Another practical advantage is that generic, off-the-shelf cache servers are better engineered than typical ad-hoc hash-table-that-grew-legs embedded cache implementations. Look for features like persistence, replication and monitoring stats.

Standalone caches are definitely better than embedded caches for high-traffic systems, but they do have some major costs. Running multiple servers just makes everything more complex – you need to figure out service discovery, health checking and load balancing, as well as how to create dev and testing environments. If you’re running a high-traffic site, you need to do this stuff anyway, but it’s pain for no gain for small sites where a single, unified package is enough.

It’s not just the infrastructure that gets more complicated, either. When your application is one package, it can be deployed and updated as one package. In particular, you can atomically upgrade an application server with its cache (albeit with a cold cache on startup). If you have external cache servers shared by multiple application servers, it’s totally plausible to have data stored in the cache by version N N of the application get used by another instance at version N + 1 N+1 (and vice versa). So your application and its cache data need to have some kind of forward and backward compatibility for at least a single version.
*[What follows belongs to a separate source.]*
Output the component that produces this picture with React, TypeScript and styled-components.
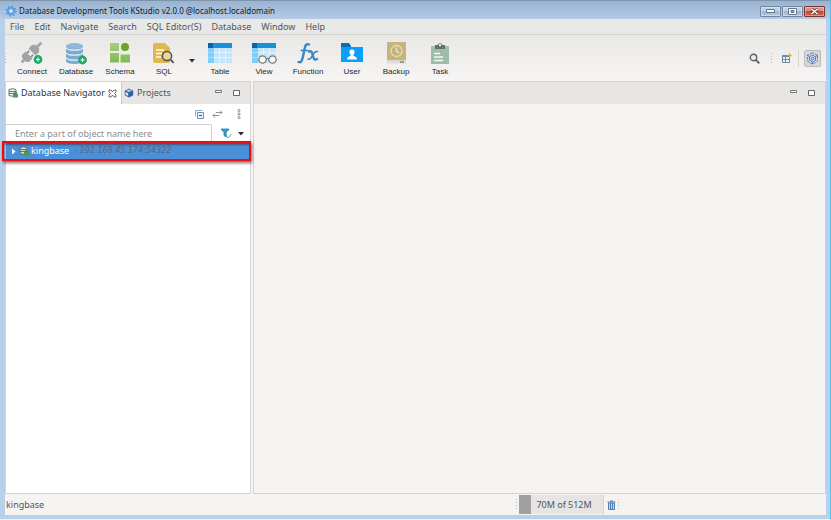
import React from "react";
import styled, { createGlobalStyle, css } from "styled-components";

const ui = `"Noto Sans", "Open Sans", sans-serif`;

const Global = createGlobalStyle`
  * { box-sizing: border-box; }
  body { margin: 0; font: 9px/12px ${ui}; color: #50555a; }
  button, input { font: inherit; color: inherit; }
  button { padding: 0; border: 0; background: none; }
  svg { display: block; flex: none; }
`;

const Frame = styled.div`
  min-height: 100vh;
  display: flex;
  flex-direction: column;
  padding: 0 4px 4px 5px;
  background: #b9d0ea;
  border-top: 1px solid #7f93aa;
  border-right: 1px solid #4fc3ea;
  border-bottom: 1px solid #eef3f8;
`;

const TitleBar = styled.header`
  height: 18px;
  margin: 0 -4px 0 -5px;
  padding: 2px 5px 0 5px;
  display: flex;
  align-items: center;
  gap: 2px;
  background: linear-gradient(#98b3d1, #b5cbe5);
`;

const Title = styled.h1`
  flex: 1;
  margin: 0;
  font-size: 8px;
  font-weight: 400;
  line-height: 14px;
  color: #111b28;
`;

const WindowButtons = styled.div`
  display: flex;
  gap: 1px;
`;

const WindowButton = styled.button<{ $danger?: boolean }>`
  width: 21px;
  height: 11px;
  display: grid;
  place-items: center;
  border: 1px solid ${(p) => (p.$danger ? "#7c3734" : "#72879f")};
  border-radius: 1px;
  box-shadow: inset 0 0 0 1px rgba(255, 255, 255, 0.35);
  background: ${(p) =>
    p.$danger
      ? "linear-gradient(#dd9184 45%, #c24a38 50%, #cf6550)"
      : "linear-gradient(#c0d2e7 45%, #9db6d2 50%, #b3c8e0)"};
`;

const MenuBar = styled.nav`
  height: 16px;
  display: flex;
  align-items: center;
  gap: 10px;
  padding-left: 5px;
  background: #e8e8e7;
  border-bottom: 1px solid #d6d4d2;
`;

const MenuItem = styled.button`
  line-height: 14px;
`;

const ToolBar = styled.div`
  height: 46px;
  display: flex;
  align-items: center;
  padding: 0 5px 0 0;
  background: linear-gradient(#e9e8e6, #f6f5f3);
`;

const Grip = styled.span<{ $height: number }>`
  width: 1px;
  height: ${(p) => p.$height}px;
  margin: 0 2px 0 0;
  flex: none;
  background: repeating-linear-gradient(#bdb9b6 0 1px, transparent 1px 3px);
`;

const Tool = styled.button`
  width: 44px;
  flex: none;
  display: flex;
  flex-direction: column;
  align-items: center;
  font: 8px/12px "Liberation Sans", Arial, sans-serif;
  color: #25282b;
`;

const Tools = styled.div`
  display: flex;
  align-items: center;
  padding: 4px 0 0 2px;
`;

const DropButton = styled.button`
  width: 12px;
  height: 20px;
  display: grid;
  place-items: center;
`;

const Shortcuts = styled.div`
  margin-left: auto;
  display: flex;
  align-items: center;
  gap: 5px;
`;

const IconButton = styled.button<{ $pressed?: boolean; $narrow?: boolean }>`
  width: ${(p) => (p.$narrow ? 8 : 14)}px;
  height: 14px;
  flex: none;
  display: grid;
  place-items: center;
  ${(p) =>
    p.$pressed &&
    css`
      width: 17px;
      height: 17px;
      background: #d8d7d6;
      border: 1px solid #bdbab8;
      border-radius: 2px;
    `}
`;

const Rule = styled.span`
  width: 1px;
  height: 17px;
  background: #d5d2d0;
`;

const Workbench = styled.main`
  flex: 1;
  display: grid;
  grid-template-columns: minmax(200px, 30%) 1fr;
  gap: 2px;
  background: #f6f5f3;
`;

const Panel = styled.section<{ $white?: boolean }>`
  min-width: 0;
  background: ${(p) => (p.$white ? "#fff" : "#f5f4f2")};
  border: 1px solid #d7d3d0;
`;

const TabStrip = styled.div`
  height: 22px;
  display: flex;
  background: #e7e6e4;
`;

const Tab = styled.button<{ $active?: boolean }>`
  display: flex;
  align-items: center;
  gap: 3px;
  padding: 0 4px 0 2px;
  white-space: nowrap;
  ${(p) =>
    p.$active &&
    css`
      background: #fff;
      border-right: 1px solid #cfcbc8;
      color: #303438;
    `}
`;

const PanelButtons = styled.div`
  margin-left: auto;
  padding-right: 6px;
  display: flex;
  align-items: center;
  gap: 4px;
`;

const ViewTools = styled.div`
  height: 20px;
  display: flex;
  align-items: center;
  justify-content: flex-end;
  gap: 4px;
  padding-right: 4px;
`;

const FilterRow = styled.div`
  height: 18px;
  display: flex;
  align-items: center;
`;

const FilterInput = styled.input`
  flex: 1;
  min-width: 0;
  height: 18px;
  padding: 0 9px;
  border: 1px solid #d0ccc9;
  border-left: 0;
  border-radius: 0 2px 2px 0;
  background: #fff;
  outline: 0;
  &::placeholder { color: #8b8e90; opacity: 1; }
`;

const FilterButtons = styled.div`
  width: 38px;
  display: flex;
  align-items: center;
  padding-left: 7px;
  gap: 2px;
`;

const Tree = styled.ul`
  margin: 0;
  padding: 0;
  list-style: none;
`;

const TreeRow = styled.li`
  position: relative;
  height: 18px;
  display: flex;
  align-items: center;
  gap: 2px;
  padding-left: 3px;
  background: #4a90d9;
  color: #fff;
  white-space: nowrap;
  &::after {
    content: "";
    position: absolute;
    inset: -1px -1px -1px -4px;
    border: 2px solid #e80f12;
    box-shadow: 1px 2px 3px rgba(60, 20, 20, 0.65), inset 1px 2px 2px rgba(60, 20, 30, 0.5);
    pointer-events: none;
  }
`;

const Address = styled.em`
  padding-left: 3px;
  font: italic 8px/14px "DejaVu Sans", sans-serif;
  color: #56687c;
`;

const StatusBar = styled.footer`
  height: 21px;
  display: grid;
  grid-template-columns: 62% 1fr;
  align-items: center;
  padding-left: 1px;
  background: #f5f4f2;
`;

const HeapArea = styled.div`
  display: flex;
  align-items: center;
  padding-left: 2px;
`;

const Heap = styled.div`
  width: 85px;
  height: 19px;
  display: flex;
  align-items: center;
  gap: 5px;
  background: #e6e5e3;
  border-right: 1px solid #d6d3d1;
`;

const HeapUsed = styled.span`
  width: 12px;
  height: 19px;
  background: #a0a0a0;
`;

const Plus = ({ x, y }: { x: number; y: number }) => (
  <g>
    <circle cx={x} cy={y} r="4.4" fill="#22a866" />
    <path d={`M${x - 2} ${y}h4M${x} ${y - 2}v4`} stroke="#fff" strokeWidth="1.2" />
  </g>
);

const Art = ({ children }: { children: React.ReactNode }) => (
  <svg width="26" height="24" viewBox="0 0 26 24" aria-hidden="true">{children}</svg>
);

const ConnectIcon = () => (
  <Art>
    <g transform="translate(12.5 10.5) rotate(-45)" fill="#a3a3a3">
      <path d="M-14-1.300h4v2.600h-4zM-10.500-3l2-2h5v10h-5l-2-2z" />
      <path d="M-3.500-3.700h3v1.800h-3zM-3.500 1.900h3v1.800h-3z" fill="#888" />
      <path d="M.8-5h4.700l3 2.500v5l-3 2.500H.8zM8.500-1.300H14v2.600H8.500z" />
    </g>
    <Plus x={19} y={17.5} />
  </Art>
);

const DatabaseIcon = () => (
  <Art>
    <path d="M3 4v15c0 4 17 4 17 0V4" fill="#7ca9cf" />
    <ellipse cx="11.5" cy="4" rx="8.5" ry="3" fill="#8db8da" />
    <path d="M3 5.5c1 3.6 16 3.6 17 0M3 10.5c1 3.6 16 3.6 17 0M3 15.5c1 3.6 16 3.6 17 0" fill="none" stroke="#e3edf5" strokeWidth="1.2" />
    <Plus x={19.5} y={18} />
  </Art>
);

const SchemaIcon = () => (
  <Art>
    <defs>
      <linearGradient id="leaf" x1="0" y1="0" x2="0" y2="1">
        <stop stopColor="#a8cf7b" /><stop offset="1" stopColor="#83b95a" />
      </linearGradient>
    </defs>
    <path d="M3 1h9v8H3zM3 11h9v9.5H3zM13.500 12.500h9.500v8h-9.500z" fill="url(#leaf)" />
    <circle cx="18" cy="5" r="4" fill="#65a52d" />
  </Art>
);

const SqlIcon = () => (
  <Art>
    <path d="M2 3q0-2 2-2h10l5 5v14q0 1-2 1H4q-2 0-2-2z" fill="#dfb851" />
    <path d="M5 8h8M5 11.500h6M5 15h5" stroke="#fffbe9" strokeWidth="1.4" />
    <circle cx="16" cy="14" r="4.600" fill="#f0e0b0" fillOpacity=".75" stroke="#505050" strokeWidth="1.500" />
    <path d="M19.300 17.300l3.400 3.500" stroke="#505050" strokeWidth="1.700" />
  </Art>
);

const TableShape = () => (
  <>
    <path d="M1 1h24v20H1z" fill="#c4e6fb" />
    <path d="M1 6h6v15H1z" fill="#82cefa" />
    <path d="M7 10.500h18M7 15.500h18M12.500 6v15M18.500 6v15" stroke="#e4f4fd" />
    <path d="M1 10.500h6M1 15.500h6" stroke="#a6dcfb" />
    <path d="M1 1h24v5H1z" fill="#1692da" />
    <path d="M1 1h5v5H1z" fill="#0d63a6" />
  </>
);

const TableIcon = () => <Art><TableShape /></Art>;

const ViewIcon = () => (
  <Art>
    <TableShape />
    <g fill="#f6f6f6" stroke="#737373" strokeWidth="1.200">
      <circle cx="11.500" cy="17.500" r="3.700" />
      <circle cx="21.500" cy="17.500" r="3.700" />
      <path d="M15 17q1.500-1.200 3 0" fill="none" />
    </g>
  </Art>
);

const FunctionIcon = () => (
  <Art>
    <g fill="none" stroke="#3d84c4" strokeLinecap="round">
      <path d="M3.500 20c2.500 1 3.500-1 4.200-4.500L9.800 6C10.500 2.500 12 1.500 14 2.500" strokeWidth="2.400" />
      <path d="M6 8.500h7" strokeWidth="1.300" />
      <path d="M14 9.500c3-1 3 1 4 4.500s1.500 4.500 4 3" strokeWidth="2.400" />
      <path d="M22.500 9.500c-3-.5-4 2-5 4s-2 4.500-4.500 3.500" strokeWidth="1.500" />
    </g>
  </Art>
);

const UserIcon = () => (
  <Art>
    <path d="M2 1h8l2 3v3H2z" fill="#0871b5" />
    <path d="M2 5h22v15H2z" fill="#08a0fa" />
    <circle cx="13" cy="10" r="2.600" fill="#fff" />
    <path d="M8 17.500q0-3 3.500-3.500v-2h3v2q3.500.5 3.500 3.500z" fill="#fff" />
  </Art>
);

const BackupIcon = () => (
  <Art>
    <path d="M4 0h19v18.500H4z" fill="#c5b47c" />
    <path d="M4 18.500h19V21.500H4z" fill="#dedede" />
    <path d="M17 20h4" stroke="#555" />
    <circle cx="13.500" cy="9" r="5.500" fill="none" stroke="#e7deba" strokeWidth="1.300" />
    <path d="M13.500 5.500V9l2.500 2" fill="none" stroke="#f0e9ce" strokeWidth="1.300" />
  </Art>
);

const TaskIcon = () => (
  <Art>
    <path d="M4 4h18v18H4z" fill="#9cbda6" />
    <path d="M8 3h2.500q2.500-4 5 0H18v4H8z" fill="#696e70" />
    <circle cx="13" cy="3" r="1.200" fill="#eee" />
    <path d="M7 11.500h6M7 15h9M7 18.500h9" stroke="#f5faf6" strokeWidth="1.500" />
  </Art>
);

const Caret = () => (
  <svg width="8" height="5" viewBox="0 0 8 5" aria-hidden="true"><path d="M1 1h6L4 4.500z" fill="#2c3135" /></svg>
);

const Gear = () => (
  <svg width="12" height="12" viewBox="0 0 12 12" fill="none" stroke="#4b9bee" aria-hidden="true">
    <circle cx="6" cy="6" r="4.800" strokeWidth="1.600" strokeDasharray="1.700 2.070" />
    <circle cx="6" cy="6" r="3.200" strokeWidth="1.500" />
    <circle cx="6" cy="6" r="1.200" fill="#dceaff" stroke="none" />
  </svg>
);

const DbLock = ({ light }: { light?: boolean }) => (
  <svg width="10" height="10" viewBox="0 0 10 10" aria-hidden="true">
    <path d="M1 1.500q3.500-1.500 7 0v6q-3.500 1.500-7 0z" fill={light ? "#d3dade" : "#f4f4f4"} stroke="#56646b" strokeWidth=".9" />
    <path d="M1 3.500h7M1 5.500h7" stroke="#56646b" strokeWidth=".9" />
    <path d="M6 6V5q1.500-2 3 0v1" fill="none" stroke="#5d8658" />
    <path d="M5 6h5v3.500H5z" fill="#43a047" />
  </svg>
);

const CloseMark = () => (
  <svg width="9" height="9" viewBox="0 0 9 9" fill="none" stroke="#555b60" aria-hidden="true">
    <path d="M1 1h2l1.500 2L6 1h2v2L6.500 4.500 8 6v2H6L4.500 6 3 8H1V6l1.500-1.500L1 3z" strokeWidth=".9" />
  </svg>
);

const Cube = () => (
  <svg width="10" height="10" viewBox="0 0 10 10" aria-hidden="true">
    <path d="M5 .5l4.200 2.200v4.600L5 9.500.8 7.300V2.700z" fill="#315f9f" />
    <path d="M5 1.300l3 1.500L5 4.300 2 2.800z" fill="#a9c7ea" />
    <path d="M1.600 4L4.200 5.300v2.800L1.600 6.800z" fill="#e1ebf7" />
  </svg>
);

const Minimize = () => (
  <svg width="8" height="8" viewBox="0 0 8 8" aria-hidden="true"><path d="M.5 1.500h6v2h-6z" fill="#fff" stroke="#777" /></svg>
);
const Maximize = () => (
  <svg width="8" height="8" viewBox="0 0 8 8" aria-hidden="true"><path d="M.5 1.500h6v5h-6z" fill="#fff" stroke="#666" /></svg>
);

const SizeButtons = () => (
  <PanelButtons>
    <IconButton aria-label="Minimize panel"><Minimize /></IconButton>
    <IconButton aria-label="Maximize panel"><Maximize /></IconButton>
  </PanelButtons>
);

const menus = ["File", "Edit", "Navigate", "Search", "SQL Editor(S)", "Database", "Window", "Help"];

const tools: [string, () => React.JSX.Element][] = [
  ["Connect", ConnectIcon],
  ["Database", DatabaseIcon],
  ["Schema", SchemaIcon],
  ["SQL", SqlIcon],
  ["Table", TableIcon],
  ["View", ViewIcon],
  ["Function", FunctionIcon],
  ["User", UserIcon],
  ["Backup", BackupIcon],
  ["Task", TaskIcon],
];

export default function App() {
  return (
    <>
      <Global />
      <Frame>
        <TitleBar>
          <Gear />
          <Title>Database Development Tools KStudio v2.0.0 @localhost.localdomain</Title>
          <WindowButtons>
            <WindowButton aria-label="Minimize">
              <svg width="9" height="4" viewBox="0 0 9 4"><path d="M.5.500h8v3h-8z" fill="#fff" stroke="#65768a" /></svg>
            </WindowButton>
            <WindowButton aria-label="Maximize">
              <svg width="9" height="7" viewBox="0 0 9 7"><path d="M.5.500h8v6h-8z" fill="#fff" stroke="#65768a" /><path d="M3 2.500h3v2H3z" fill="#8ba4c0" stroke="#65768a" /></svg>
            </WindowButton>
            <WindowButton aria-label="Close" $danger>
              <svg width="9" height="7" viewBox="0 0 9 7"><path d="M1.500 1l6 5M7.500 1l-6 5" stroke="#6b3430" strokeWidth="3" /><path d="M1.500 1l6 5M7.500 1l-6 5" stroke="#fff" strokeWidth="1.600" /></svg>
            </WindowButton>
          </WindowButtons>
        </TitleBar>

        <MenuBar aria-label="Main menu">
          {menus.map((m) => <MenuItem key={m}>{m}</MenuItem>)}
        </MenuBar>

        <ToolBar>
          <Grip $height={10} />
          <Tools>
            {tools.map(([label, Icon]) => (
              <React.Fragment key={label}>
                <Tool><Icon />{label}</Tool>
                {label === "SQL" && <DropButton aria-label="SQL options"><Caret /></DropButton>}
              </React.Fragment>
            ))}
          </Tools>
          <Shortcuts>
            <IconButton aria-label="Search">
              <svg width="11" height="11" viewBox="0 0 11 11" fill="none" stroke="#5d6265">
                <circle cx="4.500" cy="4.500" r="3.200" strokeWidth="1.400" /><path d="M7 7l3.300 3.300" strokeWidth="1.800" />
              </svg>
            </IconButton>
            <span />
            <Grip $height={10} />
            <IconButton aria-label="Open perspective">
              <svg width="11" height="11" viewBox="0 0 11 11">
                <path d="M1.500 2.500h7v7h-7z" fill="#edf7fb" stroke="#71858f" />
                <path d="M1 3.500h7" stroke="#4f8ec4" /><path d="M4.500 4v6M1 6.500h8" stroke="#5a94a8" />
                <path d="M8.500 0l1 1.500 1.500 1-1.500 1-1 1.500-1-1.500-1.500-1 1.500-1z" fill="#e4a72f" />
              </svg>
            </IconButton>
            <Rule />
            <IconButton $pressed aria-label="Database perspective">
              <svg width="13" height="13" viewBox="0 0 13 13" fill="none" stroke="#4a77bd" strokeWidth=".9">
                <path d="M6.500 3L9.500 4.700v3.600l-3 1.700-3-1.700V4.700z" fill="#c3d7f2" />
                <circle cx="6.500" cy="6.500" r="1.200" />
                <path d="M6.500.800L1.500 3.200v6.100l5 2.900 5-2.900V3.200z" strokeDasharray="2.500 1.200" />
                <path d="M1 3l2.500 1.700M12 3L9.500 4.700M6.500 10v2" />
              </svg>
            </IconButton>
          </Shortcuts>
        </ToolBar>

        <Workbench>
          <Panel $white>
            <TabStrip>
              <Tab $active><DbLock />Database Navigator<CloseMark /></Tab>
              <Tab><Cube />Projects</Tab>
              <SizeButtons />
            </TabStrip>
            <ViewTools>
              <IconButton aria-label="Collapse all">
                <svg width="9" height="9" viewBox="0 0 9 9"><path d="M.5 6.500v-6h7" fill="none" stroke="#8cafd1" /><path d="M2.500 2.500h6v6h-6z" fill="#eef6fd" stroke="#6793bd" /><path d="M4 5.500h3" stroke="#245b91" /></svg>
              </IconButton>
              <IconButton aria-label="Link with editor">
                <svg width="11" height="8" viewBox="0 0 11 8" fill="none" stroke="#909395"><path d="M4 2.500h6M8 .5l2 2-2 2M7 5.500H1M3 3.500l-2 2 2 2" /></svg>
              </IconButton>
              <span />
              <IconButton aria-label="View menu">
                <svg width="4" height="10" viewBox="0 0 4 10" fill="none" stroke="#777" strokeWidth=".8"><circle cx="2" cy="1.500" r="1.100" /><circle cx="2" cy="5" r="1.100" /><circle cx="2" cy="8.500" r="1.100" /></svg>
              </IconButton>
            </ViewTools>
            <FilterRow>
              <FilterInput aria-label="Object name filter" placeholder="Enter a part of object name here" />
              <FilterButtons>
                <IconButton aria-label="Filter">
                  <svg width="12" height="11" viewBox="0 0 12 11"><path d="M1 1h8L6.200 4.500V9L4 7.500v-3z" fill="#26a4d3" stroke="#237da9" strokeWidth=".8" /><path d="M6.500 8l1.500 2 3.500-4" fill="none" stroke="#65b36c" /></svg>
                </IconButton>
                <DropButton aria-label="Filter options"><Caret /></DropButton>
              </FilterButtons>
            </FilterRow>
            <Tree>
              <TreeRow>
                <IconButton $narrow aria-label="Expand kingbase">
                  <svg width="5" height="7" viewBox="0 0 5 7"><path d="M1 .5l3.500 3L1 6.500z" fill="#fff" /></svg>
                </IconButton>
                <DbLock light />
                <span>kingbase</span>
                <Address>- 192.168.45.174:54322</Address>
              </TreeRow>
            </Tree>
          </Panel>
          <Panel>
            <TabStrip><SizeButtons /></TabStrip>
          </Panel>
        </Workbench>

        <StatusBar>
          <span>kingbase</span>
          <HeapArea>
            <Grip $height={11} />
            <Heap><HeapUsed />70M of 512M</Heap>
            <IconButton aria-label="Run garbage collector">
              <svg width="9" height="10" viewBox="0 0 9 10" fill="none" stroke="#507fb2"><path d="M.5 2h8M3 1h3" /><path d="M1.500 3h6v6.500h-6zM3.500 3v6M5.500 3v6" fill="#bcd3e9" /></svg>
            </IconButton>
            <Grip $height={11} />
          </HeapArea>
        </StatusBar>
      </Frame>
    </>
  );
}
Again, this is the kind of thing you’re forced to deal with anyway at large scale, but there’s no point adding this kind of complexity at small scale.

Both standalone and embedded caches have a serious disadvantage compared to intercepting caches: unlike intercepting caches, they don’t bring server load to zero when there’s a cache hit. Even for a site where an intercepting cache has lower hit rate during normal traffic, the intercepting cache can save the day if there’s a major traffic spike because traffic spikes are commonly highly focussed on a small number of cacheable hot requests.


All three caching architectures have major pros and cons, and they all have a place in the distributed systems toolbox.